I’ve told people stories about my childhood, about things that I’ve been through, and they all say “You should write a book!” That’s true. I should write a book, but the book I should write is fictional and has nothing to do with the things that I’ve lived through. I can’t write those things, because I don’t have the courage to say thing things I know about my family to the rest of the world. Mostly, it’s because I know terrible things about the people I love, and yet I love them. Truly, deeply, in a give-my-life-for-them kind of way. I love my family in a way I feel as a physical sensation in my chest. It’s the stillness between heartbeats and the peak and trough of every breath. And yet, I know these awful things.

But there’s the flip side of this knowledge. A while back, I recounted something to my younger sister from our childhood, and she told me that she didn’t believe it had ever happened. I could have pulled rank on her and said “You’re three and a half years younger than me, you don’t remember,” but she’s the sort of self-confident person who wouldn’t believe me. I don’t think that the thing I recounted was anything of consequence. I could never tell her anything of consequence because of the fear that she would tell me it had never happened. I can’t stand the thought of having the defining moments of my life denied, because it would be too much like having my own pain denied.

Maybe if I put my family in a room, like they do at the end of television mysteries, and went around the room saying “YOU threw spoons at me when we were little,” and “YOU sided with your friends against me,” and “YOU told Mom and Dad that I’d done stuff that I hadn’t so I’d get into trouble,” pointing my finger in their faces as I paced around the room, the other hand held behind my back, maybe if I did that, we could all talk about it and what it meant to me. Maybe they would understand that the things they experienced as good-natured teasing hurt me deeply. That their labels for me – “lazy,” “weird” – defined in a negative way how I saw myself for most of my childhood.

So in the meantime, I write fiction. I don’t make my characters autobiographical, and I don’t base them on anyone in my family. If you want to dissect my fiction for clues into my early life, I will tell you not to bother. The truth you’re looking for is both more and less than you think it might be.

 

I’m Ruined

I spent December and the late part of January in writing intensives that brought home two dozen rules of good writing.  I’ve read half a dozen books, written fifty-odd pages of fiction and critiqued five hundred more since mid-December. And now I’ve been handed the latest work by one of the folks in my critique group, and I find that I’m reading the work of my dear friends differently.

First, my magic red pen has circled all his adverbs and underlined all his uses of “was” or “had.” Then, it has called out the instances where I’m being told something instead of shown it. Then, it’s putting brackets around all the POV shifts, all the verb tense shifts and all the “what the hell just happened” points. The only page that hasn’t received any revision marks is one that, because he formatted his manuscript in Word and I use NeoOffice, came out blank. (I went ahead and put a very sarcastic “This page intentionally left blank.” I know that contains an adverb, but it’s not original to me, so I don’t feel guilty.)

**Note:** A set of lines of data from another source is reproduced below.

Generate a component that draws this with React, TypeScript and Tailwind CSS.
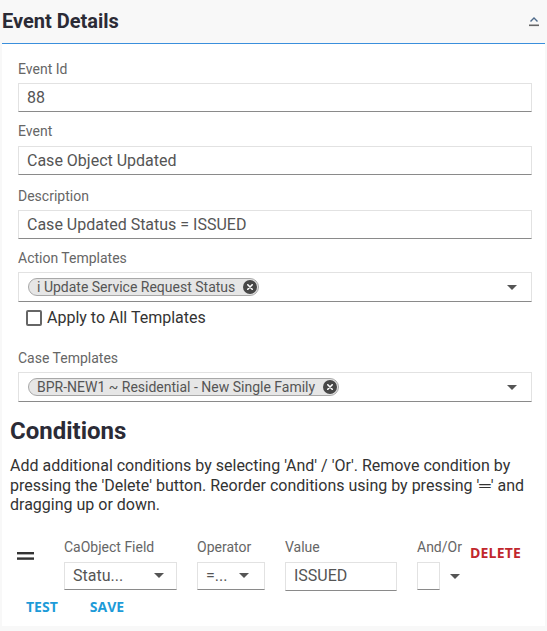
import React from "react";

const Caret = () => (
  <svg width="10" height="5" viewBox="0 0 10 5" className="shrink-0">
    <path d="M0 0h10L5 5z" fill="#555" />
  </svg>
);

const CloseCircle = () => (
  <span className="w-[14px] h-[14px] rounded-full bg-[#474747] flex items-center justify-center shrink-0">
    <svg width="6" height="6" viewBox="0 0 6 6">
      <path d="M0.8 0.8L5.2 5.2M5.2 0.8L0.8 5.2" stroke="#fff" strokeWidth="1.6" strokeLinecap="round" />
    </svg>
  </span>
);

const Label = ({ children, className = "" }: { children: React.ReactNode; className?: string }) => (
  <div className={"h-[20px] leading-[20px] text-[14px] text-[#666] " + className}>{children}</div>
);

const TextBox = ({ value, className = "" }: { value: string; className?: string }) => (
  <div
    className={
      "h-[29px] border border-[#e2e2e2] border-b-[#8a8a8a] pl-[8px] flex items-center text-[16px] text-[#555] " +
      className
    }
  >
    {value}
  </div>
);

const ChipSelect = ({ chip, className = "" }: { chip: string; className?: string }) => (
  <div
    className={
      "h-[30px] border border-[#e2e2e2] border-b-[#8a8a8a] pl-[9px] pr-[14px] flex items-center justify-between " +
      className
    }
  >
    <span className="h-[18px] rounded-full border border-[#a8a8a8] bg-[#e6e6e6] pl-[8px] pr-[1px] flex items-center gap-[8px] text-[14px] leading-none text-[#555]">
      {chip}
      <CloseCircle />
    </span>
    <Caret />
  </div>
);

export default function App() {
  return (
    <div className="w-[547px] h-[631px] bg-[#f8f8f8] font-['Roboto',sans-serif] overflow-hidden">
      <div className="h-[43px] flex items-center justify-between pl-[2px] pr-[8px] pb-[2px]">
        <h1 className="text-[20px] font-bold leading-none text-[#2b2b36]">Event Details</h1>
        <svg width="10" height="11" viewBox="0 0 10 11" className="mt-[2px]">
          <path d="M1.5 5.5L5 2L8.5 5.5" stroke="#4d6a8a" strokeWidth="1.4" fill="none" />
          <rect x="0" y="8.5" width="10" height="1.6" fill="#666" />
        </svg>
      </div>
      <div className="ml-[2px] w-[543px] bg-white border-t border-[#3a8fdc] pb-[9px]">
        <div className="pl-[16px] pr-[13px] pt-[15px]">
          <Label>Event Id</Label>
          <TextBox value="88" className="mt-[4px]" />
          <Label className="mt-[9px]">Event</Label>
          <TextBox value="Case Object Updated" className="mt-[5px]" />
          <Label className="mt-[11px]">Description</Label>
          <TextBox value="Case Updated Status = ISSUED" className="mt-[4px]" />
          <Label className="mt-[9px]">Action Templates</Label>
          <ChipSelect chip="i Update Service Request Status" className="mt-[4px]" />
          <div className="h-[32px] pl-[8px] flex items-center gap-[5px]">
            <span className="w-[16px] h-[16px] border-2 border-[#666] rounded-[2px]" />
            <span className="text-[16px] text-[#333]">Apply to All Templates</span>
          </div>
          <Label className="mt-[14px]">Case Templates</Label>
          <ChipSelect chip="BPR-NEW1 ~ Residential - New Single Family" className="mt-[4px]" />
        </div>
        <div className="pl-[8px] pr-[6px]">
          <h2 className="mt-[14px] text-[24px] font-bold leading-[30px] text-[#2b2b36]">Conditions</h2>
          <p className="mt-[10px] text-[16px] leading-[19.5px] text-[#333]">
            Add additional conditions by selecting 'And' / 'Or'. Remove condition by pressing the 'Delete' button.
            Reorder conditions using by pressing '═' and dragging up or down.
          </p>
        </div>
        <div className="mt-[22px] flex items-start pl-[15px]">
          <svg width="17" height="8" viewBox="0 0 17 8" className="mt-[15px] shrink-0">
            <rect x="0" y="0" width="17" height="2.4" fill="#333" />
            <rect x="0" y="5.4" width="17" height="2.4" fill="#333" />
          </svg>
          <div className="ml-[30px] w-[113px]">
            <Label>CaObject Field</Label>
            <div className="mt-[5px] h-[28px] border border-[#e2e2e2] border-b-[#8a8a8a] pl-[8px] pr-[12px] flex items-center justify-between text-[16px] text-[#555]">
              <span>Statu...</span>
              <Caret />
            </div>
          </div>
          <div className="ml-[20px] w-[68px]">
            <Label>Operator</Label>
            <div className="mt-[5px] h-[28px] border border-[#e2e2e2] border-b-[#8a8a8a] pl-[8px] pr-[15px] flex items-center justify-between text-[16px] text-[#555]">
              <span>=...</span>
              <Caret />
            </div>
          </div>
          <div className="ml-[20px] w-[112px]">
            <Label>Value</Label>
            <TextBox value="ISSUED" className="mt-[5px] h-[28px]" />
          </div>
          <div className="ml-[20px]">
            <Label>And/Or</Label>
            <div className="mt-[5px] flex items-center">
              <div className="w-[23px] h-[28px] border border-[#e2e2e2] border-b-[#8a8a8a]" />
              <span className="ml-[10px] mt-[2px]">
                <Caret />
              </span>
            </div>
          </div>
          <div className="ml-[8px] mt-[6px] font-['Open_Sans',sans-serif] font-bold text-[14px] leading-[20px] text-[#c1272d] tracking-[0.2px]">
            DELETE
          </div>
        </div>
        <div className="mt-[6px] flex pl-[24px] gap-[32px] font-['Open_Sans',sans-serif] font-bold text-[14px] leading-[20px] text-[#1d9bd8]">
          <span>TEST</span>
          <span>SAVE</span>
        </div>
      </div>
    </div>
  );
}
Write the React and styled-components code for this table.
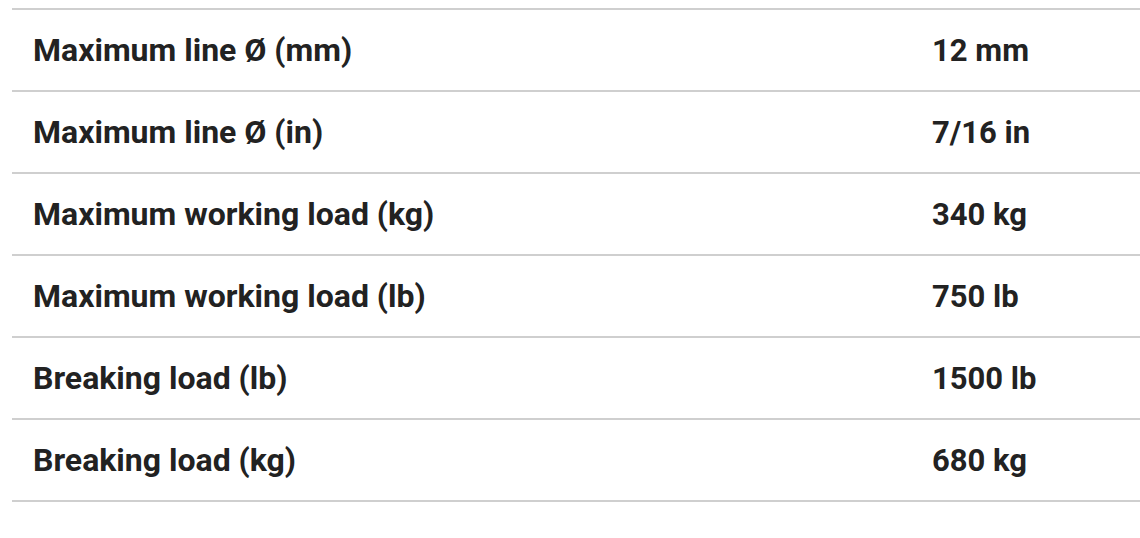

If it were my manuscript, I would receive back the markups and feel a little discouraged. I would look at red ink on every page, in huge amounts, and I might think “I’m terrible at this.” But there are two things that I know about this situation: the first is that this is an early draft, and the author is expecting major rewrites at this point. In fact, he may expect having to do more rewrites once it gets accepted for publication. Because that’s the second thing. The guy who wrote this has his third book coming out in April. He knows how to write commercial fiction.

The takeaway is that I can’t be hard on myself when I’m doing my own edits. I’ve long said that the hardest part of writing is editing, because it’s hard to edit yourself. On the other hand, I’m not sure.  Rick Moody said in a revision class that he believed that the larger questions of plot, characterization and style would solve themselves if you solve the smaller problems of adverbs, bad metaphors and passive voice. I am beginning to see how that’s true. Stripping your prose bare of all the stuff you put in to prop it up not only highlights what you did put in when you shouldn’t. It also shows up what’s not there. Tension. Action. Drama.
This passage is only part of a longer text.